Он наконец решился, рывком соскочил с кровати и включил свет. Двадцать пять минут третьего. «Можно не стараться, до рассвета все равно уснуть не получится. Лучше запишу, прямо как придется…»
Он на скорую руку оделся, ежась от холода. Сел на край кровати, раскрыл тетрадь. «Надо начать вот с этого: что Аурелиан сказал ему про амнезию…»Черкнул несколько строк и наморщил лоб. «Что-то еще было сказано про амнезию, в другом контексте, но тоже значительно… А, Вавилонская башня». Он поспешно перелистнул страницу. «Вавилонская башня, отец Калиник, — самый яркий пример амнезии. Люди принялись за дело дерзкое, абсурдное, кощунственное, если угодно. Но они знали, чего хотят. Они хотели возвести башню до самого неба. Бог помешал им очень простым способом: подверг их мутации, на сей раз ментального порядка. Раздробил их общий язык так, что они перестали понимать друг друга. Цели, даже, предположим, незабытой, им было уже не достичь, поскольку деятельность этой тысячной толпы превратилась в хаос, в метание без смысла, без порядка — точь-в-точь гигантское, чудовищное разрастание клеток…»
Он записал: «Вавилон, самый яркий пример амнезии…» Остановился. Пожалуй, гораздо проще будет продиктовать все на диктофон, завтра или послезавтра, на работе. И тут сообразил, что отец Калиник так ничего и не сказал про их последнюю встречу с Аурелианом Тэтару, за пару дней до несчастного случая. Он судорожно вскочил. «Надо будет вернуться завтра утром, разыскать Калинина…» Но он-то хорош, даже не спросил! А ведь просидели два часа на поляне! Как раз шла речь про благотворность болезней («Только у последней черты, — говорил доктор Тэтару, — прорастают ростки спасения…»), когда сверху, от турбазы, налетела целая экскурсия.
— С этим цветком связана наикрасивейшая легенда, — произнес Калиник. — Я от многих ее слышал.
Кое-кто из туристов остановился послушать.
— Однако нам пора, — закончил Калиник, рассказав легенду, — если мы хотим до темноты попасть в Крэчуну…

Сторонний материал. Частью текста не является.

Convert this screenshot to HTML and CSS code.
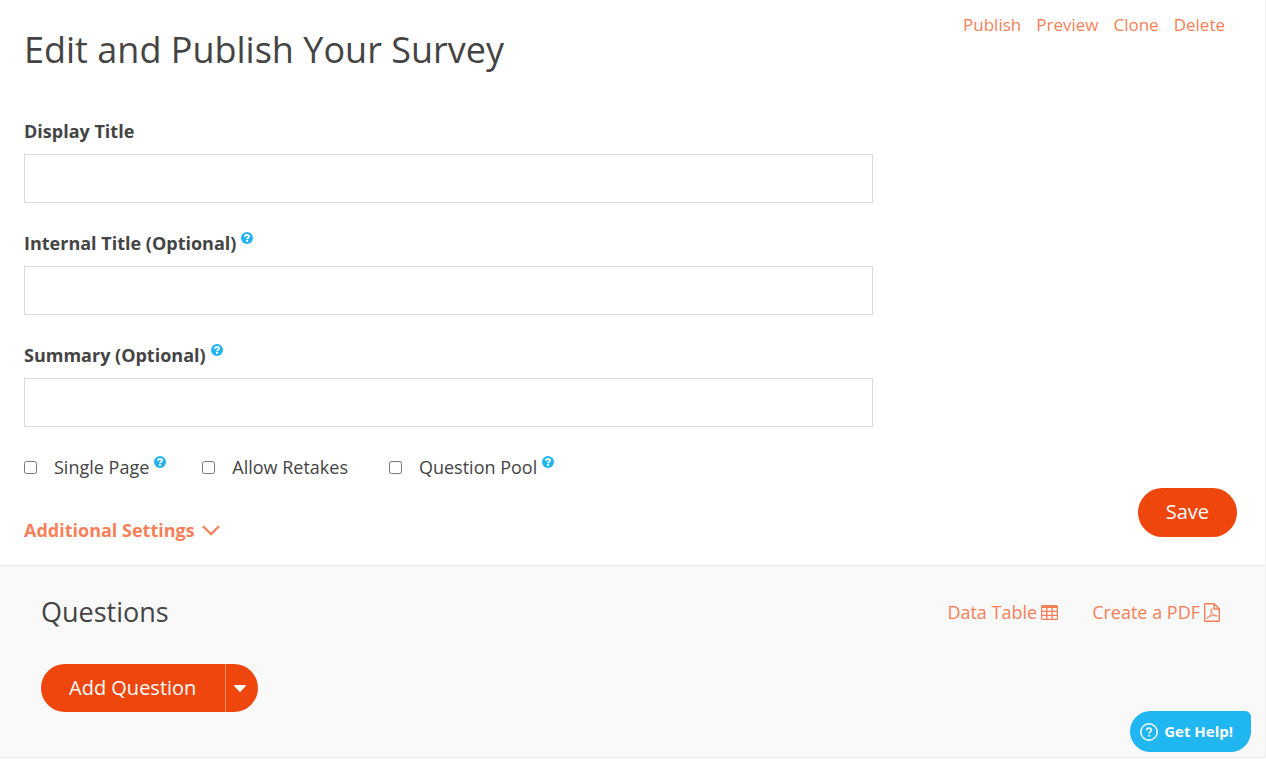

В машине он вдруг вспомнил, с каким удовольствием развернул телеграмму из Бухареста. Как перечел ее несколько раз, а потом пошел в лабораторию оповестить начальника. Ключевые дни в жизни натуралиста, как сказал Линней… Линней? Да, точно, он. Ключевые дни в жизни натуралиста — это…
— Я вас слушаю, батюшка.
Он очнулся, произнося эти слова. Старик сидел молча, придерживая здоровой рукой парализованную.
— Давно не слушаете, господин профессор. Да и не стоит сейчас разговаривать, дорога трудная. Вот выедем из лесу…
Однако на опушке их остановила юная пара. Девушка подвернула ногу и кусала губы, чтобы не заплакать. Он взялся подбросить их до деревни, где они ночевали накануне. Но отец Калиник попросил высадить его раньше.